O que acha da profissionalização da produção de eventos de surf em Portugal? Há mercado para todos? 

Portugal cada vez mais é uma referência no que aos eventos diz respeito. Passam por cá as principais provas do circuito mundial de qualificação e da primeira divisão do surf, temos um circuito nacional que tem crescido ao longo dos últimos anos e temos alguns eventos especiais, onde incluímos o Capítulo Perfeito e o Surf à Noite em Cascais, também organizado por nós, que são referências nacionais e internacionais e conseguem atrair milhares de pessoas para a praia. Em relação ao mercado, até agora tem havido espaço para todos. Acredito que o surf tenha atingido um patamar que vai para além da parte comercial e de marketing das marcas. O surf faz parte da estratégia do turismo e, como tal, acho que vai continuar a haver espaço para todos e inclusive para o aparecimento de mais oportunidades, fruto da excelente costa que temos em Portugal e nas ilhas.

Qual é a perceção de como o Capítulo Perfeito é visto lá fora?

A perceção que temos é de ser um evento cada vez mais conhecido e reconhecido, tanto pelo público como pelos surfistas. Para terem a noção da lista de surfistas internacionais de 2015 e 2016, tivemos surfistas na final de um dos eventos especiais mais antigos do mundo, que acontece na Indonésia; tivemos surfistas na final da triagem para um dos eventos do circuito mundial mais vistos, no Taiti, e depois no main event; tivemos surfistas nas finais da etapa logo no princípio do ano no Havai, mais concretamente em Pipeline, considerada a meca do surf; e ainda tivemos surfistas presentes nas sessões de surf mais faladas e perfeitas de 2016, entre elas Fiji.
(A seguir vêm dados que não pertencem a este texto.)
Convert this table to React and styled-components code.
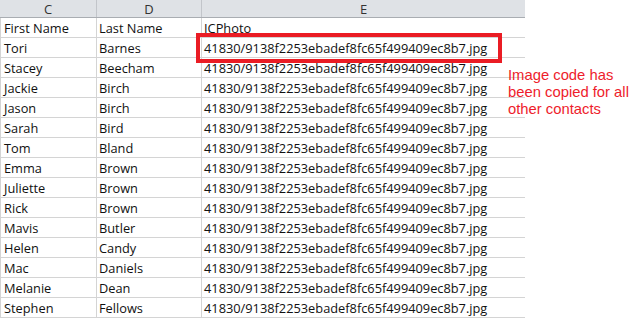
import styled, { createGlobalStyle } from "styled-components"

const GlobalStyle = createGlobalStyle`
  html, body {
    margin: 0;
    padding: 0;
    background: #fff;
  }
`

const columns = [
  { letter: "C", width: 97 },
  { letter: "D", width: 105 },
  { letter: "E", width: 323 },
]

const code = "41830/9138f2253ebadef8fc65f499409ec8b7.jpg"

const rows = [
  [ "First Name", "Last Name", "ICPhoto" ],
  [ "Tori", "Barnes", code ],
  [ "Stacey", "Beecham", code ],
  [ "Jackie", "Birch", code ],
  [ "Jason", "Birch", code ],
  [ "Sarah", "Bird", code ],
  [ "Tom", "Bland", code ],
  [ "Emma", "Brown", code ],
  [ "Juliette", "Brown", code ],
  [ "Rick", "Brown", code ],
  [ "Mavis", "Butler", code ],
  [ "Helen", "Candy", code ],
  [ "Mac", "Daniels", code ],
  [ "Melanie", "Dean", code ],
  [ "Stephen", "Fellows", code ],
]

const Page = styled.div`
  position: relative;
  width: 630px;
  height: 319px;
  overflow: hidden;
  background: #fff;
  font-family: "Open Sans", "Liberation Sans", sans-serif;
`

const Sheet = styled.div`
  display: flex;
  flex-direction: column;
  width: 525px;
`

const HeaderRow = styled.div`
  display: flex;
  height: 17px;
  background: #dfe2e6;
  border-bottom: 1px solid #a9adb2;
`

const HeaderCell = styled.div`
  display: flex;
  justify-content: center;
  align-items: center;
  width: ${ props => props.width }px;
  box-sizing: border-box;
  border-right: ${ props => props.last ? "none" : "1px solid #c2c5ca" };
  font-size: 13px;
  color: #333;
`

const Row = styled.div`
  display: flex;
  height: 19px;
  border-bottom: 1px solid #d4d4d4;
`

const Cell = styled.div`
  display: flex;
  align-items: flex-end;
  width: ${ props => props.width }px;
  box-sizing: border-box;
  padding: 0 0 0 ${ props => props.first ? 3 : 2 }px;
  border-left: ${ props => props.first ? "1px solid #d4d4d4" : "none" };
  border-right: ${ props => props.last ? "none" : "1px solid #d4d4d4" };
  font-size: 12.8px;
  line-height: 18px;
  color: #111;
  white-space: nowrap;
  overflow: visible;
`

const Highlight = styled.div`
  position: absolute;
  left: 196px;
  top: 33px;
  width: 306px;
  height: 30px;
  box-sizing: border-box;
  border: 4px solid #ea1c24;
`

const Note = styled.div`
  position: absolute;
  left: 508px;
  top: 67px;
  font-family: "Liberation Sans", Arial, sans-serif;
  font-size: 14.8px;
  line-height: 17px;
  color: #ee1c2b;
`

function App() {
  return (
    <Page>
      <GlobalStyle />
      <Sheet>
        <HeaderRow>
          { columns.map((c, i) => (
            <HeaderCell key={ c.letter } width={ c.width } last={ i === columns.length - 1 }>{ c.letter }</HeaderCell>
          )) }
        </HeaderRow>
        { rows.map((r, ri) => (
          <Row key={ ri }>
            { r.map((v, ci) => (
              <Cell key={ ci } width={ columns[ ci ].width } first={ ci === 0 } last={ ci === r.length - 1 }>{ v }</Cell>
            )) }
          </Row>
        )) }
      </Sheet>
      <Highlight />
      <Note>Image code has<br />been copied for all<br />other contacts</Note>
    </Page>
  )
}

export default App
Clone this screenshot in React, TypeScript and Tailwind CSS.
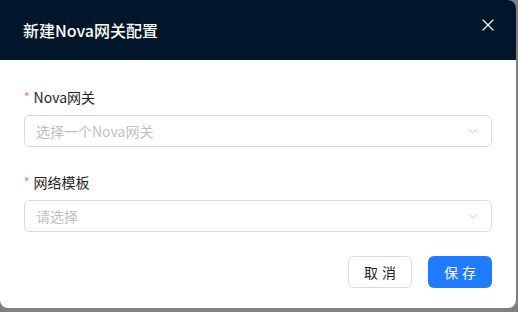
import { ChevronDown, X } from "lucide-react"

const fields = [
    { label: "Nova网关", placeholder: "选择一个Nova网关" },
    { label: "网络模板", placeholder: "请选择" },
]

export default function App() {
    return (
        <div
            className="h-[312px] w-[518px] overflow-hidden bg-[#808080]"
            style={{ fontFamily: '"Noto Sans CJK SC", "Noto Sans", sans-serif' }}
        >
            <div className="flex h-[308px] w-[516px] flex-col overflow-hidden rounded-b-lg rounded-tr-lg bg-white">
                <div className="flex h-[60px] shrink-0 items-center justify-between bg-[#01162a] pl-[23px] pr-[18px]">
                    <h2 className="text-[16px] font-medium leading-6 text-white">新建Nova网关配置</h2>
                    <X className="mb-[10px] h-5 w-5 text-white" strokeWidth={1.4} />
                </div>

                <div className="flex flex-col px-6 pt-[26px]">
                    {fields.map((field) => (
                        <div key={field.label} className="mb-6 flex flex-col">
                            <label className="mb-[7px] flex items-center text-[14px] leading-[22px] text-[#1f1f1f]">
                                <span className="mr-1 text-[12px] text-[#ff6b6b]">*</span>
                                {field.label}
                            </label>
                            <div className="flex h-8 items-center justify-between rounded-md border border-[#d9d9d9] pl-[11px] pr-[11px]">
                                <span className="text-[14px] text-[#bfbfbf]">{field.placeholder}</span>
                                <ChevronDown className="h-[14px] w-[14px] text-[#bfbfbf]" strokeWidth={1.5} />
                            </div>
                        </div>
                    ))}

                    <div className="flex justify-end gap-4">
                        <button
                            type="button"
                            className="h-8 w-16 rounded-md border border-[#d9d9d9] bg-white pl-[0.3em] text-[14px] tracking-[0.3em] text-[#1f1f1f]"
                        >
                            取消
                        </button>
                        <button
                            type="button"
                            className="h-8 w-16 rounded-md bg-[#1f7bff] pl-[0.3em] text-[14px] tracking-[0.3em] text-white"
                        >
                            保存
                        </button>
                    </div>
                </div>
            </div>
        </div>
    )
}
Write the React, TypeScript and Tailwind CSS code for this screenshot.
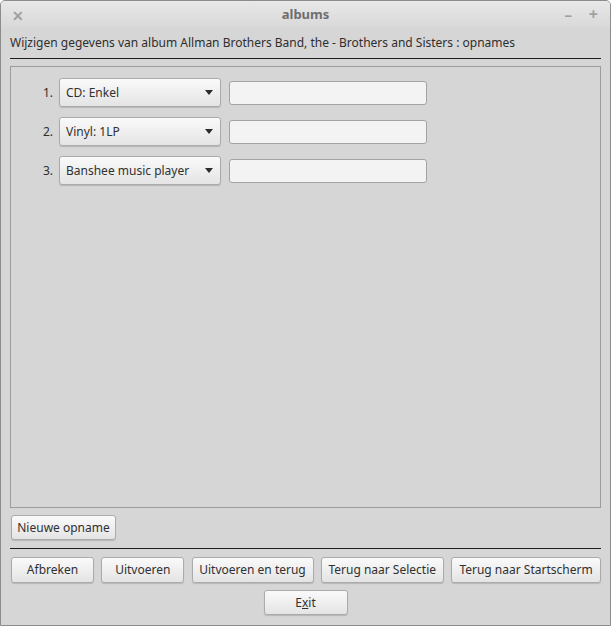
import React from "react";

const face =
  "rounded-[3px] border border-[#ababab] bg-gradient-to-b from-[#fafafa] to-[#e4e4e4] text-[12px] text-[#303030] shadow-[0_1px_1px_rgba(0,0,0,0.15)]";
const btn = `flex items-center justify-center ${face}`;

const rows = [
  { n: "1.", label: "CD: Enkel" },
  { n: "2.", label: "Vinyl: 1LP" },
  { n: "3.", label: "Banshee music player" },
];

const Combo = ({ label }: { label: string }) => (
  <div className={`flex h-[29px] w-[162px] items-center justify-between pl-[6px] pr-[7px] ${face}`}>
    <span>{label}</span>
    <svg width="8" height="5" viewBox="0 0 8 5">
      <path d="M0 0 H8 L4 5 Z" fill="#2b2b2b" />
    </svg>
  </div>
);

const App = () => {
  return (
    <div
      className="flex h-[626px] w-[611px] flex-col overflow-hidden rounded-t-[5px] border border-[#8c8c8c] bg-[#d6d6d6] text-[#2e2e2e]"
      style={{ fontFamily: '"Noto Sans", "Open Sans", sans-serif' }}
    >
      <div className="relative flex h-[27px] shrink-0 items-center justify-center bg-gradient-to-b from-[#e8e8e8] to-[#d8d8d8]">
        <span className="absolute left-[11px] top-[4px] text-[14px] font-bold text-[#a0a0a0]">✕</span>
        <span className="text-[13px] font-bold text-[#6e6e6e]">albums</span>
        <span className="absolute right-[38px] top-[2px] text-[15px] font-bold text-[#a0a0a0]">–</span>
        <span className="absolute right-[12px] top-[1px] text-[16px] font-bold text-[#a0a0a0]">+</span>
      </div>

      <div className="flex flex-col px-[9px]">
        <div className="h-[30px] text-[12px] leading-[30px]">
          Wijzigen gegevens van album Allman Brothers Band, the - Brothers and Sisters : opnames
        </div>
        <div className="h-px bg-[#1e1e1e]" />

        <div className="mt-[7px] flex h-[442px] flex-col gap-[10px] border border-[#9c9c9c] pt-[11px]">
          {rows.map((r) => (
            <div key={r.n} className="flex items-center">
              <span className="w-[42px] text-right text-[12px]">{r.n}</span>
              <div className="ml-[6px]">
                <Combo label={r.label} />
              </div>
              <div className="ml-[8px] h-[24px] w-[198px] rounded-[3px] border border-[#a3a3a3] bg-[#f3f3f3]" />
            </div>
          ))}
        </div>

        <div className="mt-[7px] pl-px">
          <div className={`${btn} h-[25px] w-[105px]`}>Nieuwe opname</div>
        </div>

        <div className="mt-[8px] h-px bg-[#1e1e1e]" />

        <div className="mt-[8px] flex justify-between pl-px">
          <div className={`${btn} h-[26px] w-[83px]`}>Afbreken</div>
          <div className={`${btn} h-[26px] w-[83px]`}>Uitvoeren</div>
          <div className={`${btn} h-[26px] w-[122px]`}>Uitvoeren en terug</div>
          <div className={`${btn} h-[26px] w-[123px]`}>Terug naar Selectie</div>
          <div className={`${btn} h-[26px] w-[150px]`}>Terug naar Startscherm</div>
        </div>

        <div className="mt-[7px] flex justify-center">
          <div className={`${btn} h-[25px] w-[84px]`}>
            <span>
              E<span className="underline">x</span>it
            </span>
          </div>
        </div>
      </div>
    </div>
  );
};

export default App;
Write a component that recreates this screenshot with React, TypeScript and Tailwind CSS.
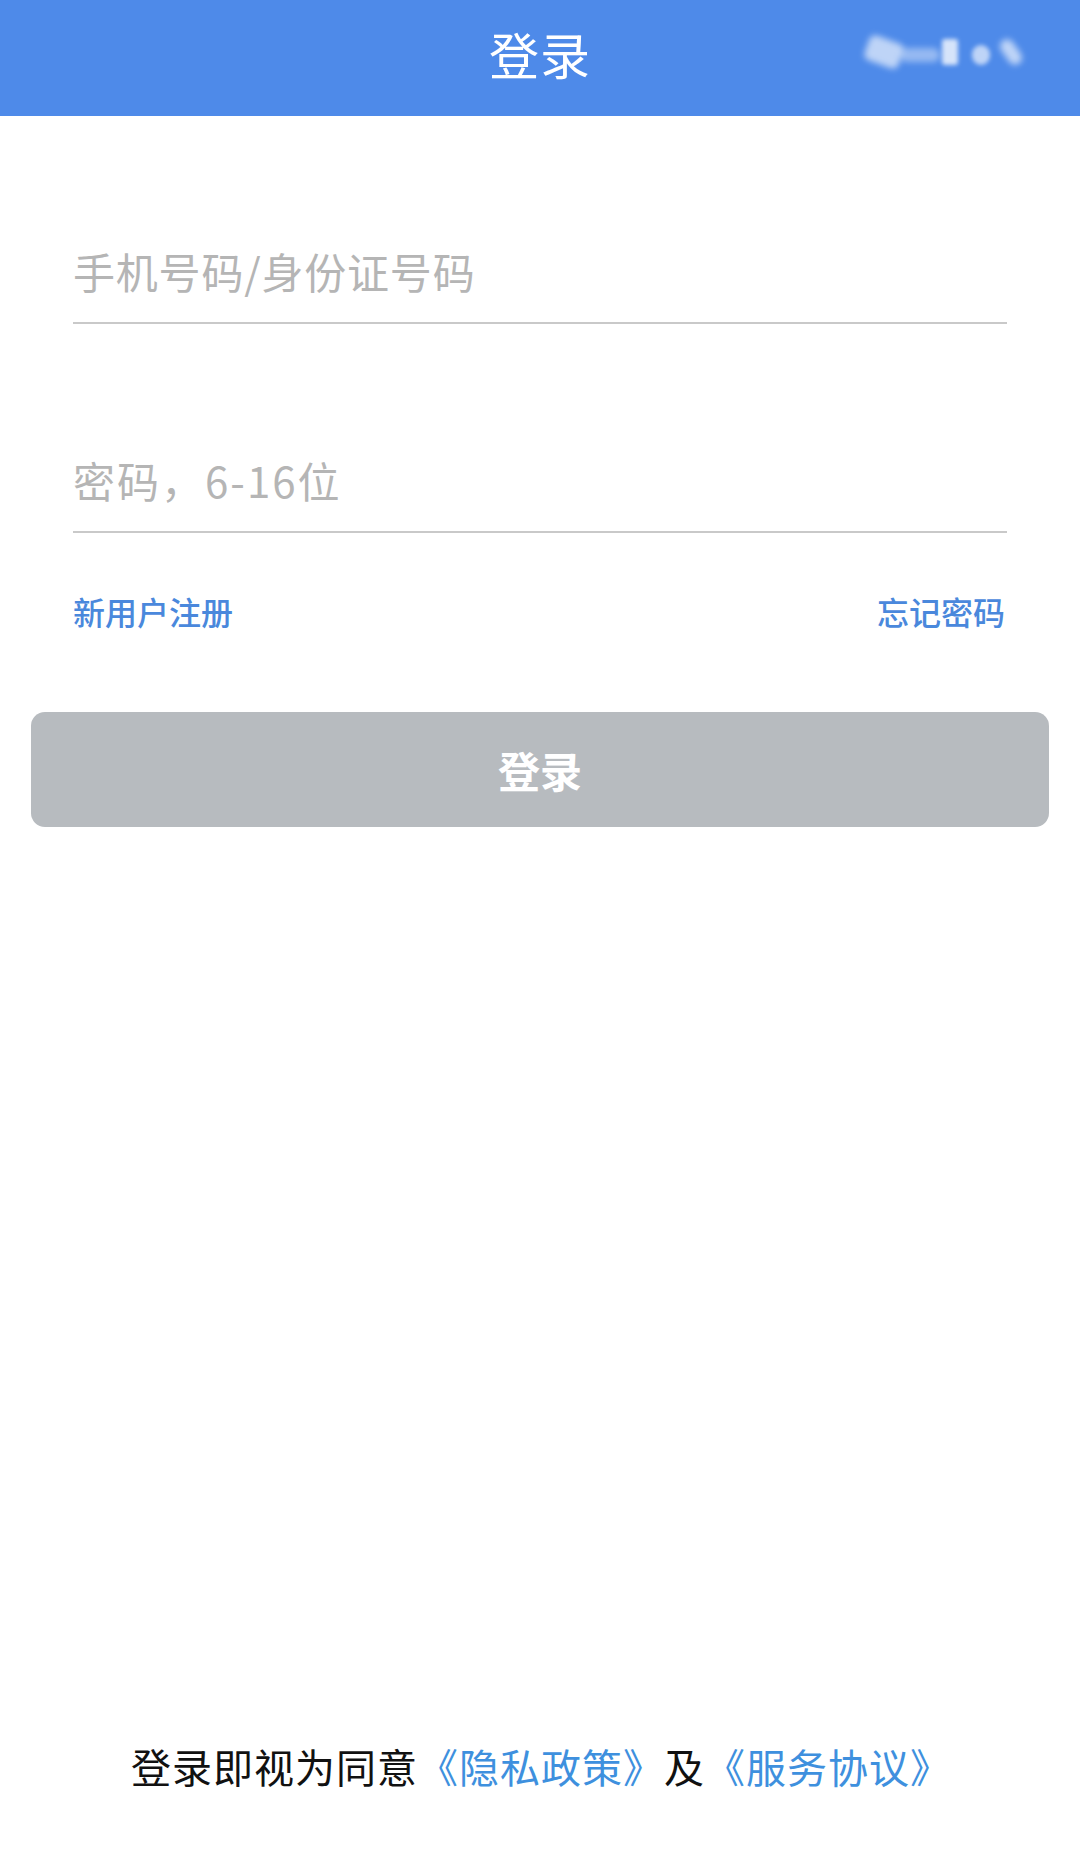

Tudo isto dá um estatuto ao evento que fala por si. Só o facto de termos estes surfistas disponíveis para figurarem na lista de escolhas do público, e depois comprometidos com o evento, é um motivo de orgulho para nós, mas também uma forma de mostrarmos o nosso trabalho e as nossas ondas além-fronteiras, uma vez que o alcance de social media que qualquer um deles tem é enorme.

O Capítulo Perfeito continua a ser um evento que cresce a cada ano. Que mérito atribui a si próprio por isso?

Tento simplesmente arranjar um equilíbrio entre o que dou ao evento e aquilo que ele me dá a mim. Tento criar um equilíbrio e viver com o evento, pois, a partir do momento em que este entra na minha vida, nesta altura do ano, acabo muitas vezes por ficar totalmente entregue a ele. Hoje em dia, passados cinco anos, a prova requer ainda muito de mim, mas já dá para controlar a ansiedade. Em termos profissionais, ano após ano, tem sido um desafio. Gosto de envolver-me, especialmente na parte dos conteúdos, pensar em novidades, surfistas e novas dinâmicas. Pessoalmente sinto que há uma preocupação muito grande que passa por inovar, por ser diferente, melhorar, apresentar algo que mantenha o público fiel, pois acredito que este só se tem mantido fiel porque é sempre surpreendido. É isto que passo às pessoas mais próximas de mim na organização para, juntamente com elas, podermos evoluir. No fundo, sinto-me um profissional muito privilegiado, porque sou a ligação dos variados profissionais que trabalham neste evento. Sem eles, nada seria possível, e são eles que tornam mais fácil o meu papel.

Quando vai a um evento de surf é capaz de desfrutar enquanto espetador ou está sempre na “pele” de promotor?

Se for a um evento de surf, a minha maior atenção é sempre para dentro de água, mas não escondo que a “pele” de promotor vem sempre ao de cima. Acho que sou uma pessoa que vive muito dos pormenores, daí não conseguir dissociar aquilo que o evento transmite dos pormenores de organização que ele tem para os convidados.

Qual é o surfista que gostaria de trazer a Portugal no âmbito dos seus eventos?

Não sei se apanharei essa fase mas, honestamente, gostava de ver o John John Florence, embora saiba que só poderá competir se passar a ser free surfer, coisa que não vai suceder tão cedo. Outro sonho: o Kelly Slater! Para já, está a competir, mas são duas pessoas que gostava de ver no Capítulo Perfeito.

Qual é a praia em que sonha vir a fazer um Capítulo Perfeito?

Não posso dizer o nome da onda, mas posso dizer que é em África.

Temos Rui Costa no futebol, no ciclismo e no surf também. Algum dia pensa transportar o conhecimento que tem vindo a adquirir para outras áreas?

Sim. A Twice tem sido contactada para fazer outro tipo de eventos noutras áreas. Aliás, antes de entrarmos no surf já trabalhávamos na produção de outro tipo de eventos. Temos tido o cuidado de analisar bem os desafios porque, à imagem do que fazemos no surf, queremos posicionar-nos na categoria de eventos especiais, eventos que possam ser criados por nós.